In this study, we propose a thermoelectric generator (TEG) based power generation system operated through waste heat of a biomass engine. Power generated by TEGs is utilized for recharging a 12 V uninterruptible power source (UPS) battery. Experiments are done to study the variation of power output, current and conversion efficiency with average flue gas temperature, output voltages, thermosyphon filling ratio (TFR) along with source and sink temperatures. Gasifier operation is optimized to identify the appropriate equivalence ratio (ER). The optimized ER for the present system is evaluated as 0.305 yielding a maximum flue gas temperature of 283 °C. Thereafter, experiments are conducted to study various performance parameters when 48 TEGs are provided on the two-phase octagonal-shaped thermosyphons. Experimental results indicate that the maximum open circuit voltage of the present system is 31.52 V (17.12 V at ΔTmax.,1 = 39 °C and 14.40 V at ΔTmax.,2 = 31 °C) at an optimum TFR of 0.496. A thermal resistance based model is finally developed from which the maximum temperature gradient across the TEG for two thermosyphons is found as 40.12 °C with a maximum relative error of 14.91% between model and experimental values.
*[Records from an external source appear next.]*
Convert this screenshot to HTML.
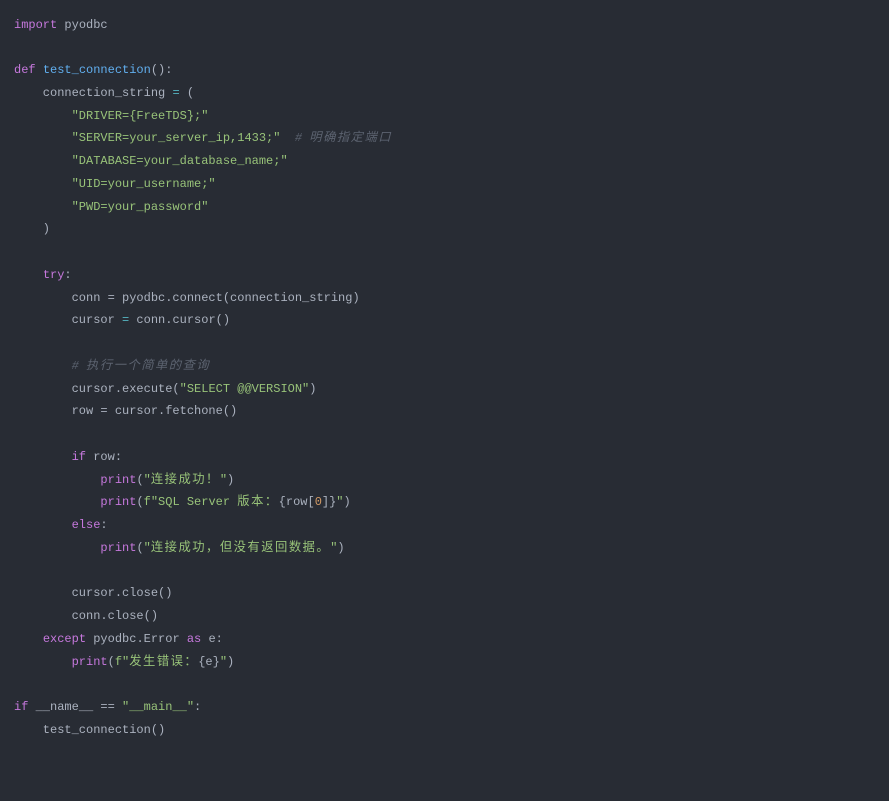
<!DOCTYPE html>
<html><head><meta charset="utf-8"><style>
html,body{margin:0;padding:0;background:#282c34;width:889px;height:801px;overflow:hidden}
pre{margin:0;position:absolute;left:14px;top:13.5px;font-family:"Liberation Mono","Noto Sans CJK SC",monospace;font-size:12px;line-height:22.75px;color:#abb2bf}
.k{color:#c678dd}.f{color:#61afef}.s{color:#98c379}.c{color:#5c6370;font-style:italic}.n{color:#d19a66}.o{color:#56b6c2}
.z{font-family:"Noto Sans CJK SC",sans-serif;font-size:12.3px;letter-spacing:1.5px;line-height:0}
</style></head><body><pre><span class="k">import</span> pyodbc

<span class="k">def</span> <span class="f">test_connection</span>():
    connection_string <span class="o">=</span> (
        <span class="s">"DRIVER={FreeTDS};"</span>
        <span class="s">"SERVER=your_server_ip,1433;"</span>  <span class="c"># <span class="z">明确指定端口</span></span>
        <span class="s">"DATABASE=your_database_name;"</span>
        <span class="s">"UID=your_username;"</span>
        <span class="s">"PWD=your_password"</span>
    )

    <span class="k">try</span>:
        conn = pyodbc.connect(connection_string)
        cursor <span class="o">=</span> conn.cursor()

        <span class="c"># <span class="z">执行一个简单的查询</span></span>
        cursor.execute(<span class="s">"SELECT @@VERSION"</span>)
        row = cursor.fetchone()

        <span class="k">if</span> row:
            <span class="k">print</span>(<span class="s">"<span class="z">连接成功！</span>"</span>)
            <span class="k">print</span>(<span class="s">f"SQL Server <span class="z">版本：</span></span>{row[<span class="n">0</span>]}<span class="s">"</span>)
        <span class="k">else</span>:
            <span class="k">print</span>(<span class="s">"<span class="z">连接成功，但没有返回数据。</span>"</span>)

        cursor.close()
        conn.close()
    <span class="k">except</span> pyodbc.Error <span class="k">as</span> e:
        <span class="k">print</span>(<span class="s">f"<span class="z">发生错误：</span></span>{e}<span class="s">"</span>)

<span class="k">if</span> __name__ == <span class="s">"__main__"</span>:
    test_connection()
</pre></body></html>
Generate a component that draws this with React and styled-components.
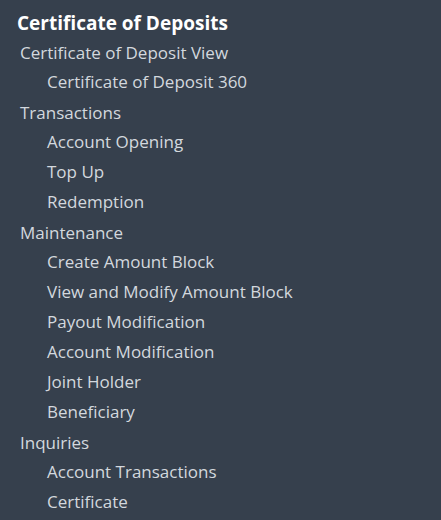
import React from 'react';
import styled, { createGlobalStyle } from 'styled-components';

const GlobalStyle = createGlobalStyle`
  html, body {
    margin: 0;
    padding: 0;
    background: #36404d;
  }
  body {
    font-family: "Open Sans", "Noto Sans", sans-serif;
  }
`;

const menu = [
  { title: 'Certificate of Deposit View', items: ['Certificate of Deposit 360'] },
  { title: 'Transactions', items: ['Account Opening', 'Top Up', 'Redemption'] },
  {
    title: 'Maintenance',
    items: [
      'Create Amount Block',
      'View and Modify Amount Block',
      'Payout Modification',
      'Account Modification',
      'Joint Holder',
      'Beneficiary',
    ],
  },
  { title: 'Inquiries', items: ['Account Transactions', 'Certificate'] },
];

function App() {
  return (
    <>
      <GlobalStyle />
      <Panel>
        <Heading>Certificate of Deposits</Heading>
        {menu.map((group) => (
          <Group key={group.title}>
            <Row>{group.title}</Row>
            {group.items.map((item) => (
              <Row key={item} $sub>{item}</Row>
            ))}
          </Group>
        ))}
      </Panel>
    </>
  );
}

const Panel = styled.div`
  width: 441px;
  height: 520px;
  box-sizing: border-box;
  padding: 10px 0 0 17px;
  background: #36404d;
  display: flex;
  flex-direction: column;
  overflow: hidden;
`;

const Heading = styled.div`
  color: #ffffff;
  font-size: 19px;
  font-weight: 700;
  line-height: 26px;
  margin-bottom: 2px;
`;

const Group = styled.div`
  display: flex;
  flex-direction: column;
  margin-bottom: 1px;
`;

const Row = styled.div`
  color: #d3d8de;
  font-size: 17px;
  line-height: ${(p) => (p.$sub ? '30px' : '29px')};
  padding-left: ${(p) => (p.$sub ? '30px' : '3px')};
  white-space: nowrap;
`;

export default App;
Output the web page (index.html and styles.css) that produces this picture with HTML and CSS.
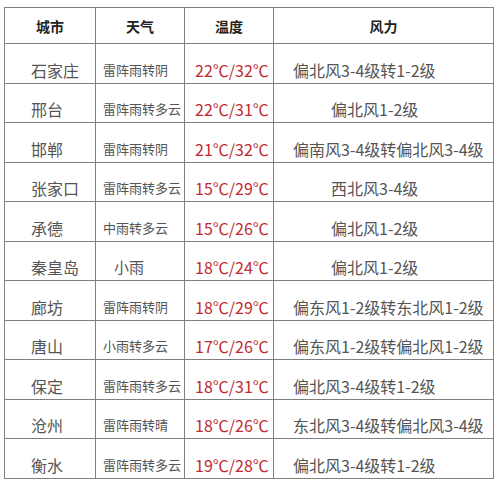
FILE: index.html
```html
<!DOCTYPE html>
<html lang="zh-CN">
<head>
<meta charset="utf-8">
<title>天气预报</title>
<link rel="stylesheet" href="styles.css">
</head>
<body>
<table class="weather">
  <colgroup>
    <col class="c-city">
    <col class="c-sky">
    <col class="c-temp">
    <col class="c-wind">
  </colgroup>
  <thead>
    <tr class="head">
      <th>城市</th><th>天气</th><th>温度</th><th>风力</th>
    </tr>
  </thead>
  <tbody>
    <tr><td class="city">石家庄</td><td class="sky">雷阵雨转阴</td><td class="temp">22℃/32℃</td><td class="wind">偏北风3-4级转1-2级</td></tr>
    <tr><td class="city">邢台</td><td class="sky">雷阵雨转多云</td><td class="temp">22℃/31℃</td><td class="wind short">偏北风1-2级</td></tr>
    <tr><td class="city">邯郸</td><td class="sky">雷阵雨转阴</td><td class="temp">21℃/32℃</td><td class="wind">偏南风3-4级转偏北风3-4级</td></tr>
    <tr><td class="city">张家口</td><td class="sky">雷阵雨转多云</td><td class="temp">15℃/29℃</td><td class="wind short">西北风3-4级</td></tr>
    <tr><td class="city">承德</td><td class="sky">中雨转多云</td><td class="temp">15℃/26℃</td><td class="wind short">偏北风1-2级</td></tr>
    <tr><td class="city">秦皇岛</td><td class="sky big">小雨</td><td class="temp">18℃/24℃</td><td class="wind short">偏北风1-2级</td></tr>
    <tr><td class="city">廊坊</td><td class="sky">雷阵雨转阴</td><td class="temp">18℃/29℃</td><td class="wind">偏东风1-2级转东北风1-2级</td></tr>
    <tr><td class="city">唐山</td><td class="sky">小雨转多云</td><td class="temp">17℃/26℃</td><td class="wind">偏东风1-2级转偏北风1-2级</td></tr>
    <tr><td class="city">保定</td><td class="sky">雷阵雨转多云</td><td class="temp">18℃/31℃</td><td class="wind">偏北风3-4级转1-2级</td></tr>
    <tr><td class="city">沧州</td><td class="sky">雷阵雨转晴</td><td class="temp">18℃/26℃</td><td class="wind">东北风3-4级转偏北风3-4级</td></tr>
    <tr><td class="city">衡水</td><td class="sky">雷阵雨转多云</td><td class="temp">19℃/28℃</td><td class="wind">偏北风3-4级转1-2级</td></tr>
  </tbody>
</table>
</body>
</html>
```

FILE: styles.css
```css
html, body {
  margin: 0;
  padding: 0;
  background: #ffffff;
}

body {
  font-family: "Noto Sans CJK SC", "Noto Sans", sans-serif;
  color: #555555;
}

.weather {
  margin: 7px 0 0 4px;
  border-collapse: collapse;
  table-layout: fixed;
  width: 489px;
}

.c-city { width: 91px; }
.c-sky { width: 89px; }
.c-temp { width: 89px; }
.c-wind { width: 220px; }

.weather th,
.weather td {
  border: 1px solid #808080;
  padding: 0;
  white-space: nowrap;
  overflow: hidden;
}

.head th {
  height: 35px;
  font-size: 14px;
  font-weight: 700;
  color: #222222;
  text-align: center;
  vertical-align: middle;
}

.weather tbody tr {
  height: 39.5px;
}

.weather td {
  vertical-align: middle;
  padding-top: 13px;
  line-height: 20px;
  text-align: left;
}

.city {
  font-size: 16px;
  padding-left: 26px !important;
}

.sky {
  font-size: 13px;
  padding-left: 7px !important;
}

.sky.big {
  font-size: 15px;
  padding-left: 18px !important;
}

.temp {
  font-size: 16px;
  color: #bf2a2f;
  padding-left: 10px !important;
}

.wind {
  font-size: 16px;
  padding-left: 19px !important;
}

.wind.short {
  padding-left: 57px !important;
}
```
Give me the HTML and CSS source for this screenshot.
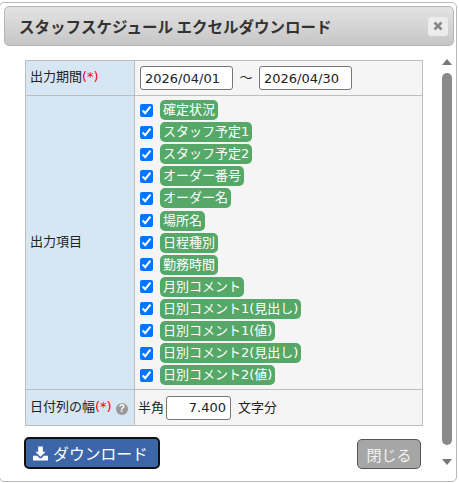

The total power generated from the system is found as 1.033 W, whereas, the maximum conversion efficiency is calculated as 2.218%.

Suggested Citation

  • Goswami, Rohtash & Das, Ranjan, 2020. "Waste heat recovery from a biomass heat engine for thermoelectric power generation using two-phase thermosyphons," Renewable Energy, Elsevier, vol. 148(C), pages 1280-1291.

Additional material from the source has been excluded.